AT&T (NYSE: T) says the FCC should deny Windstream's request to impose "interim" equivalently-priced IP special access service rates for Ethernet as legacy TDM services are phased out, because the market is highly competitive and the commission would have reverse a number of existing rules.
The service provider, which is in the process of migrating more of its customers to Ethernet circuits, wrote in an FCC filing that in order to alter the Ethernet rates, the regulator would have to "reverse" the forbearance it gave to telcos deploying Ethernet in 2005 while satisfying the standard of Section 205 for these services.
"The Commission does not remotely have the record to reach either conclusion, and it would be especially inappropriate to jump the gun and impose such ratemaking measures before it has even considered the data it is collecting in the special access proceeding," wrote AT&T in its filing. "Before addressing the legal defects in these proposals for interim rate regulation, it should be emphasized that Ethernet services are among the least appropriate candidates for any sort of rate regulation, interim or permanent."
AT&T wrote that if the FCC were able to "reverse forbearance at all, it would have to conduct a rulemaking and affirmatively find that the re-imposition of regulation was warranted on today's facts," adding that "proposals such as Windstream's face a further legal hurdle: even if the Commission's prior findings of forbearance could be 'reversed,' the Commission could not require ILECs to provide an Ethernet service at the rates and terms of the pre-existing TDM service without complying with the stringent standards for a prescription under Section 205."
Besides the legal issues, AT&T points out that a growing number of competitive providers are offer plenty of Ethernet choices. The telco cites Vertical Systems Group's 2014 U.S. Carrier Ethernet Leaderboard where there were eight service providers with port shares that exceed 5 percent, including three ILECs, two CLECs, and three of the of the largest cable companies, including Time Warner Cable (NYSE: TWC), Cox and Comcast (NASDAQ: CMCSA).

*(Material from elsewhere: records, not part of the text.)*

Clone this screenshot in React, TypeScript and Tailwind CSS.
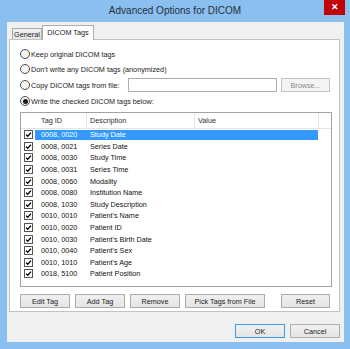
import React from "react";

const tags: [string, string][] = [
  ["0008, 0020", "Study Date"],
  ["0008, 0021", "Series Date"],
  ["0008, 0030", "Study Time"],
  ["0008, 0031", "Series Time"],
  ["0008, 0060", "Modality"],
  ["0008, 0080", "Institution Name"],
  ["0008, 1030", "Study Description"],
  ["0010, 0010", "Patient's Name"],
  ["0010, 0020", "Patient ID"],
  ["0010, 0030", "Patient's Birth Date"],
  ["0010, 0040", "Patient's Sex"],
  ["0010, 1010", "Patient's Age"],
  ["0018, 5100", "Patient Position"],
];

const Radio = ({ checked = false }: { checked?: boolean }) => (
  <div className="w-[10px] h-[10px] shrink-0 rounded-full border border-[#4a4a4a] bg-[#f6f6f6] flex items-center justify-center">
    {checked && <div className="w-[5px] h-[5px] rounded-full bg-[#1a1a1a]" />}
  </div>
);

const Check = () => (
  <svg width="9" height="9" viewBox="0 0 9 9" className="shrink-0">
    <rect x="0.5" y="0.5" width="8" height="8" fill="#fff" stroke="#555" />
    <path d="M2 4.6 L3.7 6.3 L7 2.6" fill="none" stroke="#000" strokeWidth="1.3" />
  </svg>
);

const Button = ({ label, w, disabled = false, def = false }: { label: string; w: string; disabled?: boolean; def?: boolean }) => (
  <div
    className={`${w} h-[14px] shrink-0 flex items-center justify-center border ${
      disabled
        ? "border-[#c4c4c4] bg-[#f4f4f4] text-[#8a8a8a]"
        : def
        ? "border-[#3c9ae8] bg-gradient-to-b from-[#f0f0f0] to-[#e5e5e5]"
        : "border-[#adadad] bg-gradient-to-b from-[#f0f0f0] to-[#e5e5e5]"
    }`}
  >
    {label}
  </div>
);

export default function App() {
  return (
    <div className="w-[350px] h-[349px] bg-[#8bbff0] flex flex-col font-['Liberation_Sans',Arial,sans-serif] text-[7.25px] leading-[9px] text-[#1b1b1b]">
      {/* title bar */}
      <div className="h-[22px] shrink-0 flex items-start">
        <div className="flex-1 pl-[26px] pt-[5px] text-center text-[10px] leading-[12px] text-[#26303a]">
          Advanced Options for DICOM
        </div>
        {/* close button */}
        <div className="mr-[5px] w-[21px] h-[15px] shrink-0 bg-red-700 flex items-center justify-center text-white text-[9px] leading-[9px] font-bold">
          ✕
        </div>
      </div>

      {/* client area */}
      <div className="ml-[7px] mr-[6px] h-[320px] shrink-0 bg-[#f0f0f0] flex flex-col pt-[3px]">
        {/* tabs */}
        <div className="h-[15px] flex items-end -mb-px ml-[5px] relative z-10">
          <div className="w-[30px] h-[11px] mb-px border border-b-0 border-[#acacac] bg-gradient-to-b from-[#f0f0f0] to-[#e5e5e5] flex items-center justify-center">
            General
          </div>
          <div className="w-[52px] h-[15px] border border-b-0 border-[#acacac] bg-white flex items-center justify-center pb-[2px]">
            DICOM Tags
          </div>
        </div>

        {/* tab panel */}
        <div className="ml-[2px] w-[331px] h-[273px] border border-[#c2c2c2] bg-white pl-[10px] pr-[7px] pt-[7px] flex flex-col">
          <div className="h-[14px] flex items-center gap-px">
            <Radio />
            <span>Keep original DICOM tags</span>
          </div>
          <div className="mt-px h-[14px] flex items-center gap-px">
            <Radio />
            <span>Don't write any DICOM tags (anonymized)</span>
          </div>
          <div className="mt-[2px] h-[14px] flex items-center">
            <Radio />
            <span className="ml-px w-[97px]">Copy DICOM tags from file:</span>
            <div className="w-[149px] h-[14px] border border-[#abadb3] bg-white" />
            <div className="ml-[4px]">
              <Button label="Browse..." w="w-[49px]" disabled />
            </div>
          </div>
          <div className="mt-[2px] h-[14px] flex items-center gap-px">
            <Radio checked />
            <span>Write the checked DICOM tags below:</span>
          </div>

          {/* list view */}
          <div className="mt-[4px] h-[175px] border border-[#9fa3aa] bg-white flex flex-col">
            <div className="h-[16px] shrink-0 flex border-b border-[#e5e5e5] text-[#2e2e2e]">
              <div className="w-[66px] border-r border-[#e5e5e5] pl-[20px] flex items-center">Tag ID</div>
              <div className="w-[108px] border-r border-[#e5e5e5] pl-[3px] flex items-center">Description</div>
              <div className="w-[124px] border-r border-[#e5e5e5] pl-[3px] flex items-center">Value</div>
              <div className="flex-1" />
            </div>
            {tags.map(([id, desc], i) => (
              <div key={id} className="h-[11.6px] shrink-0 flex items-center">
                <div className="w-[14px] pl-[3px] flex items-center">
                  <Check />
                </div>
                <div
                  className={`w-[283px] h-[10px] flex items-center ${
                    i === 0 ? "bg-[#3399ff] text-white" : "text-[#111]"
                  }`}
                >
                  <div className="w-[52px] pl-[6px]">{id}</div>
                  <div className="w-[108px] pl-[3px]">{desc}</div>
                </div>
              </div>
            ))}
          </div>

          {/* list buttons */}
          <div className="mt-[7px] flex items-center gap-[5px]">
            <Button label="Edit Tag" w="w-[50px]" />
            <Button label="Add Tag" w="w-[50px]" />
            <Button label="Remove" w="w-[50px]" />
            <Button label="Pick Tags from File" w="w-[80px]" />
            <div className="ml-[11px]">
              <Button label="Reset" w="w-[49px]" />
            </div>
          </div>
        </div>

        {/* dialog buttons */}
        <div className="mt-[12px] flex justify-end gap-[5px] pr-[4px]">
          <Button label="OK" w="w-[50px]" def />
          <Button label="Cancel" w="w-[50px]" />
        </div>
      </div>
    </div>
  );
}
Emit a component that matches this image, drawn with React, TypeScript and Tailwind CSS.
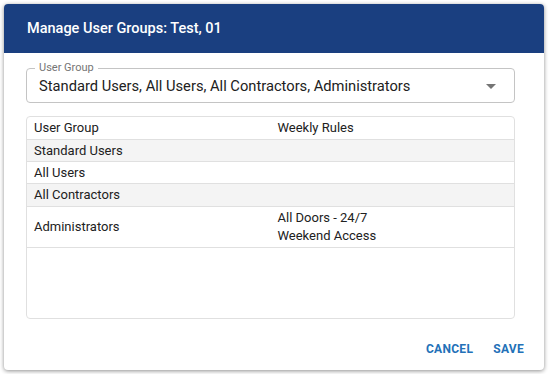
import React from "react";

const rows: { g: string; r: string[]; shade: boolean; h: string }[] = [
  { g: "Standard Users", r: [], shade: true, h: "h-[22px]" },
  { g: "All Users", r: [], shade: false, h: "h-[22px]" },
  { g: "All Contractors", r: [], shade: true, h: "h-[23px]" },
  { g: "Administrators", r: ["All Doors - 24/7", "Weekend Access"], shade: false, h: "h-[41px]" },
];

export default function App() {
  return (
    <div className="w-[550px] h-[374px] bg-white pt-[4px] pl-[4px]" style={{ fontFamily: "Roboto, 'Liberation Sans', sans-serif" }}>
      <div className="w-[540px] h-[366px] rounded-[4px] bg-white shadow-[0_1px_4px_rgba(0,0,0,0.45)] overflow-hidden flex flex-col">
        <div className="h-[49px] bg-[#1a3f80] flex items-center px-[23px] text-white text-[14.5px] font-medium">
          Manage User Groups: Test, 01
        </div>
        <div className="pl-[22px] pr-[29px] pt-[15px] flex flex-col">
          <div className="relative h-[35px] border border-[#c4c4c4] rounded-[4px] flex items-center pl-[12px] pr-[16px]">
            <span className="absolute -top-[7px] left-[8px] px-[4px] bg-white text-[11px] leading-[12px] text-[#757575]">User Group</span>
            <span className="flex-1 text-[14.7px] text-[#212121] pt-[2px]">Standard Users, All Users, All Contractors, Administrators</span>
            <svg width="10" height="5" viewBox="0 0 10 5" className="mt-[2px] mr-[2px]"><path d="M0 0 L10 0 L5 5 Z" fill="#757575" /></svg>
          </div>
          <div className="mt-[13px] h-[203px] border border-[#e0e0e0] rounded-[4px] text-[13px] text-[#212121]">
            <div className="h-[23px] flex items-center border-b border-[#e0e0e0]">
              <div className="w-1/2 pl-[7px]">User Group</div>
              <div className="w-1/2 pl-[7px]">Weekly Rules</div>
            </div>
            {rows.map((row) => (
              <div key={row.g} className={`${row.h} flex items-center border-b border-[#e0e0e0] ${row.shade ? "bg-[#f4f4f4]" : "bg-white"}`}>
                <div className="w-1/2 pl-[7px]">{row.g}</div>
                <div className="w-1/2 pl-[7px] leading-[18px]">
                  {row.r.map((x) => (
                    <div key={x}>{x}</div>
                  ))}
                </div>
              </div>
            ))}
          </div>
        </div>
        <div className="flex justify-end items-center gap-[20px] pr-[20px] mt-[21px] text-[12px] font-bold tracking-[0.3px] text-[#2371b8]">
          <span>CANCEL</span>
          <span>SAVE</span>
        </div>
      </div>
    </div>
  );
}
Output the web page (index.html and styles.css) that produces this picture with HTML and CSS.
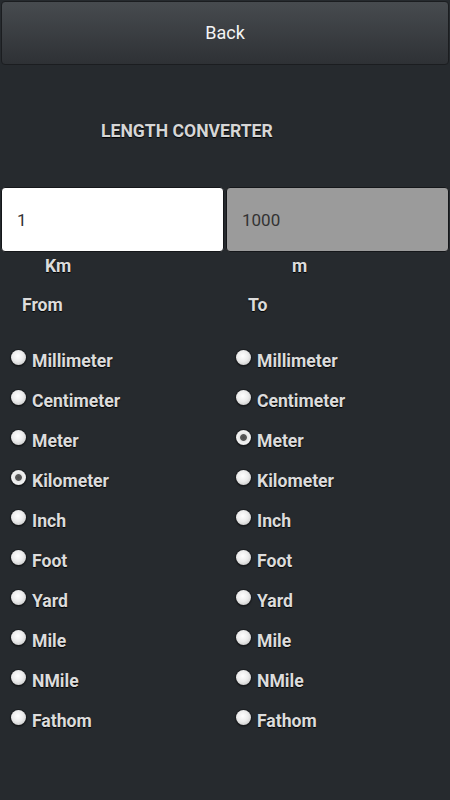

During this period, Level 3, a CLEC, surpassed Verizon (NYSE: VZ) as the second largest Ethernet provider in the U.S. measured by port share. What helped Level 3 achieve this feat was its acquisition of tw telecom. Meanwhile, Comcast was recently named the fastest growing Ethernet provider on Vertical Systems Group's U.S. Carrier Ethernet Leaderboard for the second consecutive year and "is well positioned in 2015 due to its extensive fiber network footprint."
AT&T said that "in the face of this intense and growing competition, re-regulation of Ethernet services is wholly unwarranted," adding that "even if this were not the case, the Commission could not lawfully adopt Windstream's interim pricing proposals or anything similar."
Echoing a similar sentiment touted by the USTelecom Association and fellow ILEC Verizon, AT&T said that "there is no basis to impose rate regulation on these extremely competitive services after almost a decade of forbearance, and any such regulation would inevitably retard investment in broadband facilities."
Windstream asked in a separate filing with the FCC last week to enact reform and grant its Petition for Declaratory Ruling regarding the continued availability of unbundled DS1 and DS3 capacity loops after an incumbent local exchange carrier makes an IP or fiber transition.
The service provider, which acts as both an ILEC and a CLEC which has to purchase last mile facilities from AT&T and other telcos to serve business customers, said that AT&T's IP transition will hurt small and medium businesses if large telco providers are allowed to raise rates for last mile network services.
AT&T and Windstream's filings come about as the FCC moves forward with its review of the special access market and copper retirement issues, which they will take up during their Aug. 6 meeting. The FCC last week issued a proposal that there should be protections to ensure that ILECs can't jack up prices on next-generation IP services. A number of CLECs and their SMB customers that depend on lower-speed TDM-based T-1 and related services face uncertainty as incumbent carriers prepare to stop offering some of these services.